If your priority is a cloud ERP that can support international growth with less implementation burden, NetSuite is often a practical candidate. It is especially relevant for firms that need strong financial management and multi-subsidiary visibility without adopting a very large enterprise platform.
If your organization already runs heavily on Microsoft tools and wants ERP, analytics, workflow automation, and collaboration to work together, Dynamics can be strategically attractive. The key risk is not the software itself but inconsistent implementation quality across partners and project designs.

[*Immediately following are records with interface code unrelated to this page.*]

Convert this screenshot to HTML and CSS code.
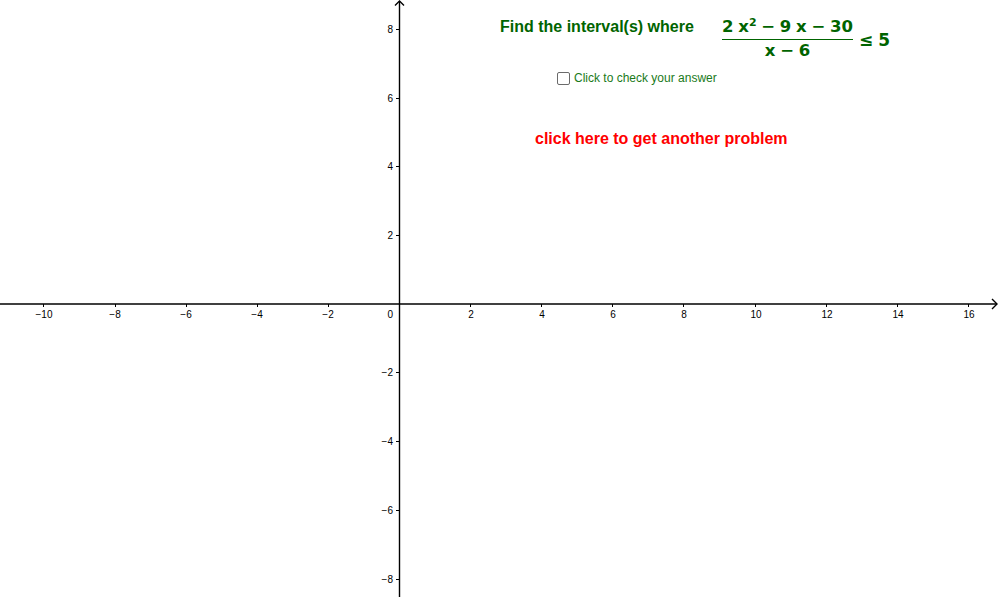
FILE: index.html
```html
<!DOCTYPE html>
<html>
<head>
<meta charset="utf-8">
<link rel="stylesheet" href="styles.css">
</head>
<body>
<div class="canvas">
  <svg class="axes" width="1000" height="600" viewBox="0 0 1000 600">
    <g class="lines">
      <line x1="0" y1="304" x2="997" y2="304"/>
      <polyline points="992,299 997,304 992,309" fill="none"/>
      <line x1="399.5" y1="1" x2="399.5" y2="597"/>
      <polyline points="395,5.5 399.5,1 404,5.5" fill="none"/>
    </g>
    <g class="ticks">
      <line x1="43.5" y1="304" x2="43.5" y2="307"/>
      <line x1="115.5" y1="304" x2="115.5" y2="307"/>
      <line x1="186.5" y1="304" x2="186.5" y2="307"/>
      <line x1="257.5" y1="304" x2="257.5" y2="307"/>
      <line x1="328.5" y1="304" x2="328.5" y2="307"/>
      <line x1="470.5" y1="304" x2="470.5" y2="307"/>
      <line x1="541.5" y1="304" x2="541.5" y2="307"/>
      <line x1="612.5" y1="304" x2="612.5" y2="307"/>
      <line x1="683.5" y1="304" x2="683.5" y2="307"/>
      <line x1="755.5" y1="304" x2="755.5" y2="307"/>
      <line x1="826.5" y1="304" x2="826.5" y2="307"/>
      <line x1="897.5" y1="304" x2="897.5" y2="307"/>
      <line x1="968.5" y1="304" x2="968.5" y2="307"/>
      <line x1="396" y1="29.5" x2="399.5" y2="29.5"/>
      <line x1="396" y1="98.5" x2="399.5" y2="98.5"/>
      <line x1="396" y1="166.5" x2="399.5" y2="166.5"/>
      <line x1="396" y1="235.5" x2="399.5" y2="235.5"/>
      <line x1="396" y1="372.5" x2="399.5" y2="372.5"/>
      <line x1="396" y1="441.5" x2="399.5" y2="441.5"/>
      <line x1="396" y1="510.5" x2="399.5" y2="510.5"/>
      <line x1="396" y1="579.5" x2="399.5" y2="579.5"/>
    </g>
    <g class="xlabels">
      <text x="44" y="318">−10</text>
      <text x="115" y="318">−8</text>
      <text x="186" y="318">−6</text>
      <text x="257" y="318">−4</text>
      <text x="328" y="318">−2</text>
      <text x="471" y="318">2</text>
      <text x="542" y="318">4</text>
      <text x="613" y="318">6</text>
      <text x="684" y="318">8</text>
      <text x="756" y="318">10</text>
      <text x="827" y="318">12</text>
      <text x="898" y="318">14</text>
      <text x="969" y="318">16</text>
    </g>
    <g class="ylabels">
      <text x="393" y="318">0</text>
      <text x="393" y="33">8</text>
      <text x="393" y="102">6</text>
      <text x="393" y="170">4</text>
      <text x="393" y="239">2</text>
      <text x="393" y="376">−2</text>
      <text x="393" y="445">−4</text>
      <text x="393" y="514">−6</text>
      <text x="393" y="583">−8</text>
    </g>
  </svg>

  <div class="prompt">Find the interval(s) where</div>

  <div class="fraction">
    <div class="num">2 x<sup>2</sup> − 9 x − 30</div>
    <div class="bar"></div>
    <div class="den">x − 6</div>
  </div>
  <div class="rel">≤ 5</div>

  <label class="check">
    <span class="box"></span>
    <span class="check-text">Click to check your answer</span>
  </label>

  <div class="another">click here to get another problem</div>
</div>
</body>
</html>
```

FILE: styles.css
```css
html, body {
  margin: 0;
  padding: 0;
  background: #ffffff;
}

.canvas {
  position: relative;
  width: 1000px;
  height: 600px;
  overflow: hidden;
  background: #ffffff;
  font-family: "Liberation Sans", Arial, sans-serif;
}

.axes {
  position: absolute;
  left: 0;
  top: 0;
  display: block;
}

.lines line,
.lines polyline {
  stroke: #000000;
  stroke-width: 1.4;
}

.ticks line {
  stroke: #000000;
  stroke-width: 1;
}

.xlabels text,
.ylabels text {
  font-family: "Liberation Sans", Arial, sans-serif;
  font-size: 10px;
  fill: #000000;
}

.xlabels text {
  text-anchor: middle;
}

.ylabels text {
  text-anchor: end;
}

.prompt {
  position: absolute;
  left: 500px;
  top: 19px;
  font-size: 16px;
  line-height: 16px;
  font-weight: bold;
  color: #006400;
  white-space: nowrap;
}

.fraction {
  position: absolute;
  left: 722px;
  top: 17px;
  display: flex;
  flex-direction: column;
  align-items: center;
  font-family: "DejaVu Sans", sans-serif;
  font-weight: bold;
  font-size: 16.5px;
  color: #006400;
}

.num,
.den {
  line-height: 20px;
  height: 20px;
  white-space: nowrap;
  word-spacing: -1px;
}

.num sup {
  font-size: 11px;
  line-height: 0;
  vertical-align: 6px;
}

.bar {
  align-self: stretch;
  height: 1px;
  background: #006400;
  margin-top: 2px;
  margin-bottom: 1px;
}

.rel {
  position: absolute;
  left: 859px;
  top: 30px;
  font-family: "DejaVu Sans", sans-serif;
  font-weight: bold;
  font-size: 17px;
  line-height: 20px;
  color: #006400;
  white-space: nowrap;
  word-spacing: -1px;
}

.check {
  position: absolute;
  left: 557px;
  top: 70px;
  display: flex;
  align-items: center;
  gap: 4px;
}

.box {
  width: 11px;
  height: 11px;
  border: 1.5px solid #6b6b6b;
  border-radius: 2px;
  background: #ffffff;
}

.check-text {
  font-size: 12px;
  line-height: 16px;
  color: #1a7a1a;
  white-space: nowrap;
}

.another {
  position: absolute;
  left: 535px;
  top: 131px;
  font-size: 16px;
  line-height: 16px;
  font-weight: bold;
  color: #ff0000;
  white-space: nowrap;
}
```
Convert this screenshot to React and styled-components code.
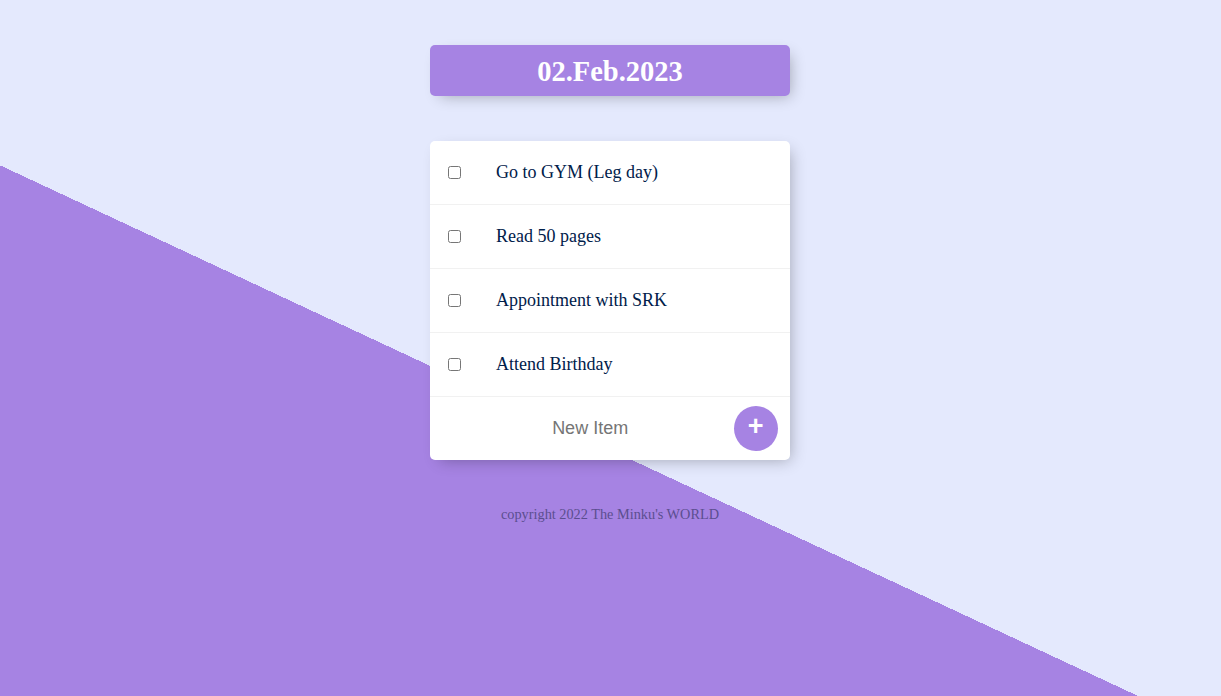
import React from "react";
import styled, { createGlobalStyle } from "styled-components";

const GlobalStyle = createGlobalStyle`
  html {
    min-height: 100%;
    background-color: #E4E9FD;
    background-image: linear-gradient(25deg, #A683E3 50%, #E4E9FD 50%);
    background-repeat: no-repeat;
    background-size: 100% 900px;
  }
  body {
    margin: 0;
    font-family: "Liberation Serif", "Times New Roman", serif;
    overflow: hidden;
  }
`;

const Page = styled.div`
  display: flex;
  flex-direction: column;
  align-items: center;
  padding: 45px 1px 0 0;
`;

const Box = styled.div`
  width: 360px;
  background: ${(p) => (p.$accent ? "#A683E3" : "#fff")};
  border-radius: 5px;
  box-shadow: 5px 5px 15px -5px rgba(0, 0, 0, 0.3);
  margin-bottom: 45px;
  overflow: hidden;
`;

const Heading = styled.h1`
  margin: 0;
  height: 51px;
  display: flex;
  align-items: center;
  justify-content: center;
  color: #fff;
  font-size: 28.5px;
  font-weight: 700;
  padding-top: 2px;
  box-sizing: border-box;
`;

const Item = styled.div`
  display: flex;
  align-items: center;
  height: 63px;
  border-bottom: 1px solid #f1f1f1;
`;

const Check = styled.input`
  width: 13px;
  height: 13px;
  margin: 0 0 0 18px;
`;

const Label = styled.p`
  margin: 0 0 0 35px;
  font-size: 18px;
  color: #00204a;
`;

const Form = styled.form`
  display: flex;
  align-items: center;
  height: 63px;
`;

const TextInput = styled.input`
  box-sizing: content-box;
  width: 297px;
  padding: 0 0 0 16px;
  height: 40px;
  border: none;
  outline: none;
  text-align: center;
  font-family: "Liberation Sans", Arial, sans-serif;
  font-size: 18px;
  color: #333;
  background: transparent;
  &::placeholder {
    color: #757575;
  }
`;

const AddButton = styled.button`
  margin-left: auto;
  margin-right: 12px;
  width: 45px;
  height: 45px;
  border-radius: 50%;
  border: none;
  background: #A683E3;
  color: #fff;
  font-family: "Liberation Sans", Arial, sans-serif;
  font-size: 27px;
  font-weight: 700;
  line-height: 1;
  padding: 0 1px 4px 0;
  display: flex;
  align-items: center;
  justify-content: center;
`;

const Footer = styled.footer`
  font-size: 14.3px;
  color: #5b4e8f;
  text-align: center;
  margin-top: 1px;
`;

const items = [
  "Go to GYM (Leg day)",
  "Read 50 pages",
  "Appointment with SRK",
  "Attend Birthday",
];

export default function App() {
  return (
    <>
      <GlobalStyle />
      <Page>
        <Box $accent>
          <Heading>02.Feb.2023</Heading>
        </Box>
        <Box>
          {items.map((t) => (
            <Item key={t}>
              <Check type="checkbox" />
              <Label>{t}</Label>
            </Item>
          ))}
          <Form onSubmit={(e) => e.preventDefault()}>
            <TextInput type="text" placeholder="New Item" />
            <AddButton type="submit">+</AddButton>
          </Form>
        </Box>
        <Footer>copyright 2022 The Minku's WORLD</Footer>
      </Page>
    </>
  );
}
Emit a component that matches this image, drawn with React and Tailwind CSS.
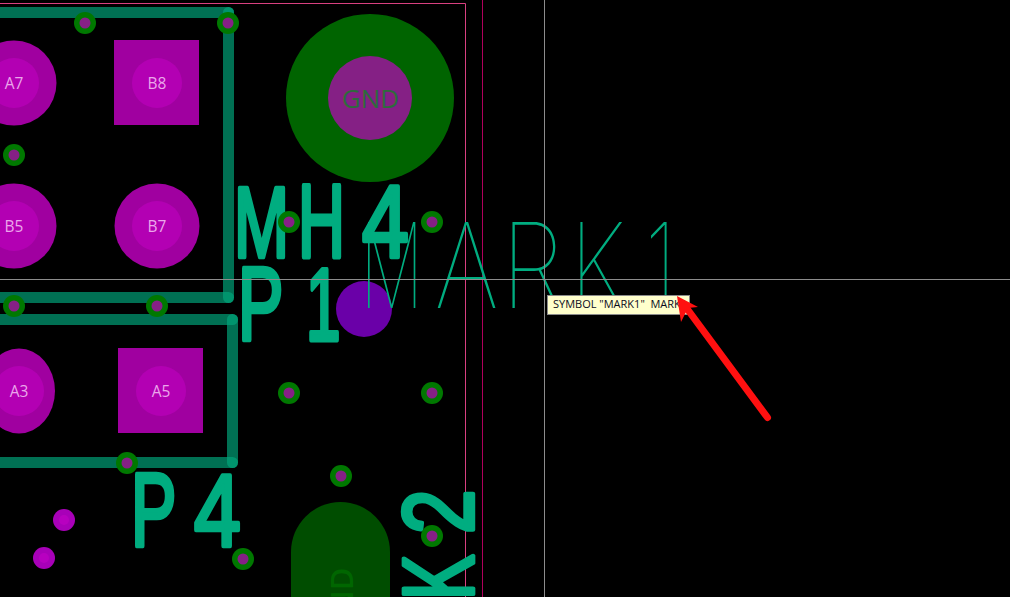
import React from 'react';

const SILK = '#00ad80';
const TRACE = '#00a57b';

const vias = [
  [85, 23], [228, 23], [14, 155], [14, 306], [157, 306], [127, 463],
  [289, 222], [432, 222], [289, 393], [432, 393], [341, 476], [243, 559], [432, 536],
];

const traces = [
  [0, 12.5, 228.5, 12.5],
  [228.5, 12.5, 228.5, 297.5],
  [0, 297.5, 228.5, 297.5],
  [0, 319.5, 232.5, 319.5],
  [232.5, 319.5, 232.5, 462.5],
  [0, 462.5, 232.5, 462.5],
];

// chunky silkscreen characters, each squeezed to its spot on the board
const silk = [
  { ch: 'M', x: 234, y: 257, sx: 0.66, sy: 1 },
  { ch: 'H', x: 298, y: 257, sx: 0.65, sy: 1.03 },
  { ch: '4', x: 362, y: 257, sx: 0.84, sy: 1.02 },
  { ch: 'P', x: 238, y: 340, sx: 0.68, sy: 1.03 },
  { ch: '1', x: 306, y: 340, sx: 0.62, sy: 1.02 },
  { ch: 'P', x: 131, y: 546, sx: 0.68, sy: 1.03 },
  { ch: '4', x: 194, y: 546, sx: 0.84, sy: 1.02 },
];

// thin outline characters of the symbol name
const mark = [
  { ch: 'M', x: 360, sx: 0.6 },
  { ch: 'A', x: 434.5, sx: 0.85 },
  { ch: 'R', x: 501, sx: 0.86 },
  { ch: 'K', x: 570, sx: 0.78 },
  { ch: '1', x: 645, sx: 0.72 },
];

const Pad = ({ cx, cy, label, square, oval }) => (
  <g>
    {square ? (
      <rect x={cx - 43} y={cy - 43} width={85} height={85} fill="#a000a0" />
    ) : (
      <ellipse cx={cx} cy={cy} rx={oval ? 36 : 42.5} ry={42.5} fill="#a000a0" />
    )}
    <circle cx={cx} cy={cy} r={25} fill="#b300b3" />
    <text x={cx} y={cy + 5.5} textAnchor="middle" fontSize={15.5} fill="#eba6eb" fontFamily="'Open Sans', sans-serif">
      {label}
    </text>
  </g>
);

const SilkText = ({ transform, children }) => (
  <text
    transform={transform}
    fontSize={100}
    fill={SILK}
    stroke={SILK}
    strokeWidth={4}
    strokeLinejoin="round"
    vectorEffect="non-scaling-stroke"
    fontFamily="'Liberation Sans', sans-serif"
  >
    {children}
  </text>
);

const App = () => {
  return (
    <div className="relative w-[1010px] h-[597px] overflow-hidden bg-black">
      <svg className="block w-full h-full" viewBox="0 0 1010 597">
        {/* board outline */}
        <path d="M0 3.5H465.5V597" fill="none" stroke="#d84080" />
        <path d="M482.5 0V597" stroke="#b0005c" />

        {/* traces */}
        {traces.map(([x1, y1, x2, y2], i) => (
          <line key={i} x1={x1} y1={y1} x2={x2} y2={y2} stroke={TRACE} strokeWidth={11} strokeLinecap="round" strokeOpacity={0.68} />
        ))}

        {/* pads */}
        <Pad cx={14} cy={83} label="A7" />
        <Pad cx={157} cy={83} label="B8" square />
        <Pad cx={14} cy={226} label="B5" />
        <Pad cx={157} cy={226} label="B7" />
        <Pad cx={19} cy={391} label="A3" oval />
        <Pad cx={161} cy={391} label="A5" square />

        <circle cx={64} cy={520} r={11} fill="#a800b8" />
        <circle cx={64} cy={520} r={5} fill="#b800c0" />
        <circle cx={44} cy={558} r={11} fill="#a800b8" />
        <circle cx={44} cy={558} r={5} fill="#b800c0" />

        {/* mounting hole */}
        <circle cx={370} cy={98} r={84} fill="#006400" />
        <circle cx={370} cy={98} r={42} fill="#852085" />
        <text x={370.5} y={107.5} textAnchor="middle" fontSize={26} fill="#2e6b3c" fontFamily="'Open Sans', sans-serif">GND</text>

        <circle cx={364} cy={309} r={28} fill="#6a00a8" />

        {/* bottom pad */}
        <path d="M291 597V552A49.5 50 0 0 1 390 552V597Z" fill="#004d00" />
        <text transform="translate(353 567.5) rotate(-90)" textAnchor="end" fontSize={31} fontWeight={600} fill="#006600" fontFamily="'Open Sans', sans-serif">GND</text>

        {/* symbol name */}
        {mark.map((g, i) => (
          <text
            key={i}
            transform={`translate(${g.x} 308) scale(${g.sx} 1)`}
            fontSize={118}
            fontWeight={100}
            fill={SILK}
            fontFamily="Inter, sans-serif"
          >
            {g.ch}
          </text>
        ))}

        {/* silkscreen */}
        {silk.map((g, i) => (
          <SilkText key={i} transform={`translate(${g.x} ${g.y}) scale(${g.sx} ${g.sy})`}>
            {g.ch}
          </SilkText>
        ))}
        <SilkText transform="translate(473 534) rotate(-90) scale(0.8 1)">2</SilkText>
        <SilkText transform="translate(473 600) rotate(-90) scale(0.68 1)">K</SilkText>

        {/* vias */}
        {vias.map(([cx, cy], i) => (
          <g key={i}>
            <circle cx={cx} cy={cy} r={11} fill="#007800" />
            <circle cx={cx} cy={cy} r={5.5} fill="#862086" />
          </g>
        ))}

        {/* crosshair */}
        <path d="M0 279.5H1010M544.5 0V597" stroke="#8c8c8c" />
      </svg>

      {/* tooltip */}
      <div className="absolute left-[547px] top-[295px] w-[143px] h-[20px] overflow-hidden border border-[#8a8a8a] bg-[#ffffcc] pl-[5px] text-[11px] leading-[16px] text-[#0c0c1c] whitespace-pre font-['Open_Sans',sans-serif]">
        {'SYMBOL "MARK1"  MARK1'}
      </div>

      {/* annotation arrow */}
      <svg className="absolute left-0 top-0 w-full h-full" viewBox="0 0 1010 597">
        <line x1={767.5} y1={417.5} x2={688} y2={310} stroke="#ff1010" strokeWidth={7} strokeLinecap="round" />
        <path d="M677 296L698 307L688 308L681 322Z" fill="#ff1010" />
      </svg>
    </div>
  );
};

export default App;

If budget flexibility is limited and your processes are adaptable, Odoo may be worth evaluating. However, enterprise buyers should insist on a detailed proof of concept covering multi-currency accounting, project billing, reporting, controls, and localization before making a commitment.
For most professional services firms, the best selection process starts with a realistic future-state operating model. Define how projects will be staffed, billed, recognized, consolidated, and reported across currencies. Then evaluate which ERP can support that model with the least operational friction and the most sustainable governance.
Final assessment
SAP, Oracle, NetSuite, Odoo, and Microsoft Dynamics can all support professional services organizations, but they serve different levels of complexity and operating maturity. SAP and Oracle are strongest for large-scale global control. NetSuite is often the most balanced cloud option for growing international services firms. Dynamics is compelling where Microsoft ecosystem leverage matters. Odoo can be cost-effective and flexible, but it requires more diligence for enterprise multi-currency and governance-heavy use cases.
The most important buying question is not which ERP has the longest feature list. It is which platform can support your global services delivery model, financial close process, and project economics with acceptable implementation risk.